> _EXERCISE BRIEF_
Copy the data exactly as it appears, and do not include any pictures.

-- Start of GIVEN INFORMATION --

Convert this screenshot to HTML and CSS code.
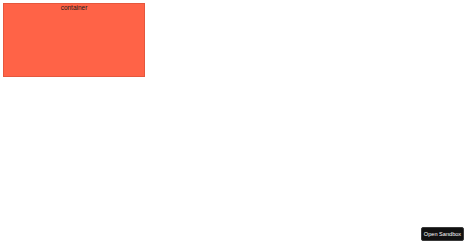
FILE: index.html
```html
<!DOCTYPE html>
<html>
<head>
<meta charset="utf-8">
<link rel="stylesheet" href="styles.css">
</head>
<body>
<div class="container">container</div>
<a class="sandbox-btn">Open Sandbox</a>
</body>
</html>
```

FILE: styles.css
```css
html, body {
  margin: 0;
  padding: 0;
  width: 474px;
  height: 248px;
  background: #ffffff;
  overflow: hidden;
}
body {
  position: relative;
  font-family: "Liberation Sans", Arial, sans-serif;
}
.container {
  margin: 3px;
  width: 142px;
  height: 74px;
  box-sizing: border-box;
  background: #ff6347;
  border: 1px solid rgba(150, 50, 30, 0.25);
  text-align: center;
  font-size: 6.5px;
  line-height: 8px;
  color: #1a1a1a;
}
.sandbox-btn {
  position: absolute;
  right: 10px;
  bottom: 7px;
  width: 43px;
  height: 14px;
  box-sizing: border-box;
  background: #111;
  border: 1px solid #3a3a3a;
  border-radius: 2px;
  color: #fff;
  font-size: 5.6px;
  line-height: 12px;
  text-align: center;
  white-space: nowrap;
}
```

-- End of GIVEN INFORMATION --

> _FULL ANSWER_
Convert this screenshot to HTML and CSS code.
FILE: index.html
```html
<!DOCTYPE html>
<html>
<head>
<meta charset="utf-8">
<link rel="stylesheet" href="styles.css">
</head>
<body>
<div class="container">container</div>
<a class="sandbox-btn">Open Sandbox</a>
</body>
</html>
```

FILE: styles.css
```css
html, body {
  margin: 0;
  padding: 0;
  width: 474px;
  height: 248px;
  background: #ffffff;
  overflow: hidden;
}
body {
  position: relative;
  font-family: "Liberation Sans", Arial, sans-serif;
}
.container {
  margin: 3px;
  width: 142px;
  height: 74px;
  box-sizing: border-box;
  background: #ff6347;
  border: 1px solid rgba(150, 50, 30, 0.25);
  text-align: center;
  font-size: 6.5px;
  line-height: 8px;
  color: #1a1a1a;
}
.sandbox-btn {
  position: absolute;
  right: 10px;
  bottom: 7px;
  width: 43px;
  height: 14px;
  box-sizing: border-box;
  background: #111;
  border: 1px solid #3a3a3a;
  border-radius: 2px;
  color: #fff;
  font-size: 5.6px;
  line-height: 12px;
  text-align: center;
  white-space: nowrap;
}
```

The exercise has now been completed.